Thomas De Quincey: Die let­zten Tage des Immanuel Kant. Aus dem Englis­chen über­set­zt und her­aus­gegeben von Cor­nelia Lan­gen­dorf. Mit Beiträ­gen von Fleur Jaeg­gy, Gio­gio Man­ganel­li und Albert Cara­co sowie einem Anhang. München: Matthes & Seitz 1991. 143 Seit­en.

Auf diesen lufti­gen Text bin ich durch das 100-Seit­en-Pro­jekt des Umblät­ter­eres gestoßen. Und ich muss sagen: Es macht Spaß, diesen abseit­i­gen Text zu lesen. Das ist ein wun­der­bar ern­ster Sch­aber­nack … Dabei lässt es De Quincey nie an Pietät und Verehrung fehlen.

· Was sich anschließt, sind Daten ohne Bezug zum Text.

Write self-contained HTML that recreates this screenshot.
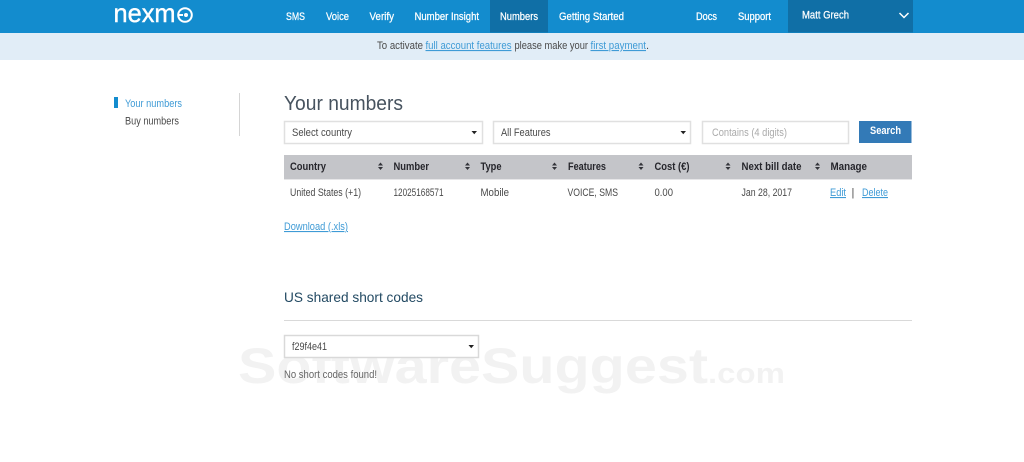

Inzwis­chen habe ich aus ein­er eige­nen (abso­lut zuver­läs­si­gen) Quelle einige Angaben erhal­ten, die die Aus­sagen […] teil­weise wider­legen. Würde ich mir deshalb erlauben, die Glaub­würdigkeit dieser Her­ren anzuzweifeln? Keineswegs. (79)

Der kurze Text betont die abstrusen Eigen­heit­en und Son­der­lichkeit­en Kants in der Schilderung seines Tagesablaufs und seines Ver­falss zum Ster­ben. 1827 erst­mals erschienen, fol­gt er in ein­er selt­samen Mis­chung aus Wahrheit und Dich­tung den Bericht­en Ehre­gott Andreas Wasian­skis, einem Ver­traut­en Kants aus dessen let­zten Leben­s­jahren. De Quincey tut dies nüchtern und empathisch, pedan­tisch und barock zugle­ich.

Die Aus­gabe bei Matthes & Seitz ist außer­dem auch ein schönes Buch und mir ihren reich­lichen Beiga­ben, die die Rezep­tion des Textes in ver­schiede­nen Sprachen Europas beiläu­fig noch vor­führt und außer­dem die Absur­dität des in die Schädelmesserei ver­liebten 19. Jahrhun­derts.